- **Excerpted data**:
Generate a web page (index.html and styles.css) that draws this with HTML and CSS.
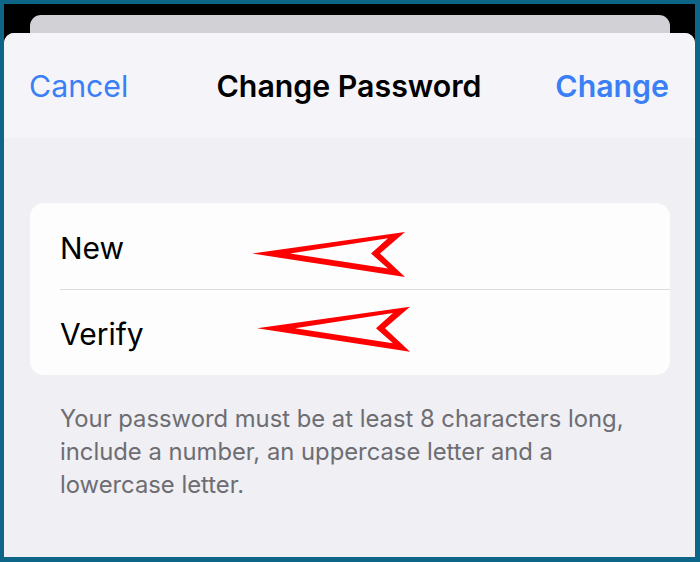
FILE: index.html
```html
<!DOCTYPE html>
<html lang="en">
<head>
<meta charset="utf-8">
<title>Change Password</title>
<link rel="stylesheet" href="styles.css">
</head>
<body>
<div class="frame">
  <div class="backsheet"></div>
  <div class="sheet">
    <header class="navbar">
      <span class="nav-btn nav-cancel">Cancel</span>
      <span class="nav-title">Change Password</span>
      <span class="nav-btn nav-done">Change</span>
    </header>
    <div class="content">
      <div class="card">
        <div class="row row-first">New</div>
        <div class="sep"></div>
        <div class="row">Verify</div>
      </div>
      <p class="footnote">Your password must be at least 8 characters long, include a number, an uppercase letter and a lowercase letter.</p>
    </div>
  </div>
  <svg class="arrows" width="700" height="562" viewBox="0 0 700 562" aria-hidden="true">
    <path d="M252 253.5 L405 232 L380 253.5 L405 277 Z M290 253.5 L388 238.3 L371 253.5 L388 268.5 Z" fill="#ff0000" fill-rule="evenodd"/>
    <path transform="translate(5 74.8)" d="M252 253.5 L405 232 L380 253.5 L405 277 Z M290 253.5 L388 238.3 L371 253.5 L388 268.5 Z" fill="#ff0000" fill-rule="evenodd"/>
  </svg>
</div>
</body>
</html>
```
FILE: styles.css
```css
* { box-sizing: border-box; }
html, body { margin: 0; padding: 0; }
body {
  width: 700px;
  height: 562px;
  font-family: Inter, "Liberation Sans", sans-serif;
  -webkit-font-smoothing: antialiased;
}
.frame {
  position: relative;
  width: 700px;
  height: 562px;
  border-style: solid;
  border-color: #0d6687;
  border-width: 4px 5px 5px 4px;
  background: #000;
  display: flex;
  flex-direction: column;
  overflow: hidden;
}
.backsheet {
  height: 18px;
  margin: 11px 25px 0 26px;
  background: #d1d1d6;
  border-radius: 11px 11px 0 0;
  flex: none;
}
.sheet {
  flex: 1;
  background: #efeff4;
  border-radius: 10px 10px 0 0;
  display: flex;
  flex-direction: column;
  overflow: hidden;
}
.navbar {
  height: 105px;
  flex: none;
  background: #f5f5f9;
  display: grid;
  grid-template-columns: 1fr auto 1fr;
  align-items: center;
  padding: 0 26px 0 25px;
  font-size: 30.3px;
}
.nav-btn { color: #3a7ff6; }
.nav-cancel { justify-self: start; }
.nav-done { justify-self: end; font-weight: 600; }
.nav-title { color: #000; font-weight: 600; }
.content {
  padding: 65px 25px 0 26px;
}
.card {
  background: #fdfdfe;
  border-radius: 14px;
  overflow: hidden;
}
.row {
  height: 85px;
  display: flex;
  align-items: center;
  padding: 3px 0 0 30px;
  font-size: 30px;
  color: #000;
}
.row-first { height: 86px; }
.sep {
  height: 1px;
  margin-left: 30px;
  background: #dcdcdf;
}
.footnote {
  margin: 27px 0 0 30px;
  max-width: 600px;
  font-size: 23.8px;
  line-height: 33px;
  color: #6d6d72;
}
.arrows {
  position: absolute;
  left: -4px;
  top: -4px;
  pointer-events: none;
}
```
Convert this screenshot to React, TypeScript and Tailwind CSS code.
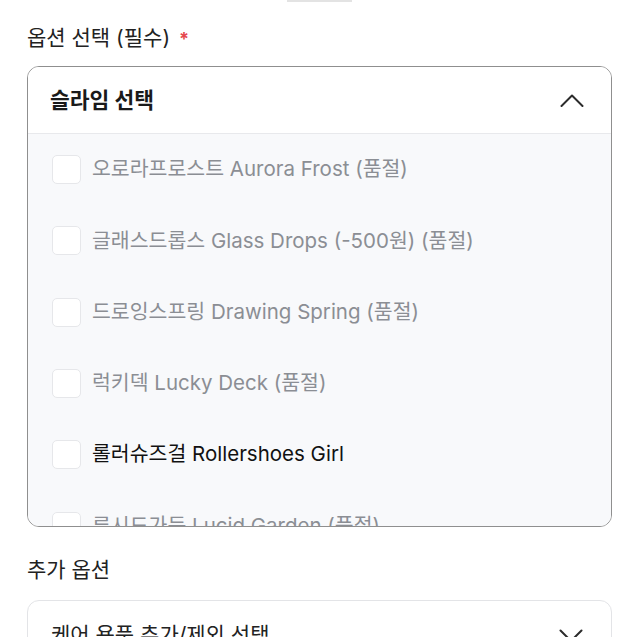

- **Set exercise**:
Return the entries unchanged, save for the pictures, which do not belong in the copy.

- **Response to the task**:
Generate a web page (index.html and styles.css) that draws this with HTML and CSS.
FILE: index.html
```html
<!DOCTYPE html>
<html lang="en">
<head>
<meta charset="utf-8">
<title>Change Password</title>
<link rel="stylesheet" href="styles.css">
</head>
<body>
<div class="frame">
  <div class="backsheet"></div>
  <div class="sheet">
    <header class="navbar">
      <span class="nav-btn nav-cancel">Cancel</span>
      <span class="nav-title">Change Password</span>
      <span class="nav-btn nav-done">Change</span>
    </header>
    <div class="content">
      <div class="card">
        <div class="row row-first">New</div>
        <div class="sep"></div>
        <div class="row">Verify</div>
      </div>
      <p class="footnote">Your password must be at least 8 characters long, include a number, an uppercase letter and a lowercase letter.</p>
    </div>
  </div>
  <svg class="arrows" width="700" height="562" viewBox="0 0 700 562" aria-hidden="true">
    <path d="M252 253.5 L405 232 L380 253.5 L405 277 Z M290 253.5 L388 238.3 L371 253.5 L388 268.5 Z" fill="#ff0000" fill-rule="evenodd"/>
    <path transform="translate(5 74.8)" d="M252 253.5 L405 232 L380 253.5 L405 277 Z M290 253.5 L388 238.3 L371 253.5 L388 268.5 Z" fill="#ff0000" fill-rule="evenodd"/>
  </svg>
</div>
</body>
</html>
```
FILE: styles.css
```css
* { box-sizing: border-box; }
html, body { margin: 0; padding: 0; }
body {
  width: 700px;
  height: 562px;
  font-family: Inter, "Liberation Sans", sans-serif;
  -webkit-font-smoothing: antialiased;
}
.frame {
  position: relative;
  width: 700px;
  height: 562px;
  border-style: solid;
  border-color: #0d6687;
  border-width: 4px 5px 5px 4px;
  background: #000;
  display: flex;
  flex-direction: column;
  overflow: hidden;
}
.backsheet {
  height: 18px;
  margin: 11px 25px 0 26px;
  background: #d1d1d6;
  border-radius: 11px 11px 0 0;
  flex: none;
}
.sheet {
  flex: 1;
  background: #efeff4;
  border-radius: 10px 10px 0 0;
  display: flex;
  flex-direction: column;
  overflow: hidden;
}
.navbar {
  height: 105px;
  flex: none;
  background: #f5f5f9;
  display: grid;
  grid-template-columns: 1fr auto 1fr;
  align-items: center;
  padding: 0 26px 0 25px;
  font-size: 30.3px;
}
.nav-btn { color: #3a7ff6; }
.nav-cancel { justify-self: start; }
.nav-done { justify-self: end; font-weight: 600; }
.nav-title { color: #000; font-weight: 600; }
.content {
  padding: 65px 25px 0 26px;
}
.card {
  background: #fdfdfe;
  border-radius: 14px;
  overflow: hidden;
}
.row {
  height: 85px;
  display: flex;
  align-items: center;
  padding: 3px 0 0 30px;
  font-size: 30px;
  color: #000;
}
.row-first { height: 86px; }
.sep {
  height: 1px;
  margin-left: 30px;
  background: #dcdcdf;
}
.footnote {
  margin: 27px 0 0 30px;
  max-width: 600px;
  font-size: 23.8px;
  line-height: 33px;
  color: #6d6d72;
}
.arrows {
  position: absolute;
  left: -4px;
  top: -4px;
  pointer-events: none;
}
```
Convert this screenshot to React, TypeScript and Tailwind CSS code.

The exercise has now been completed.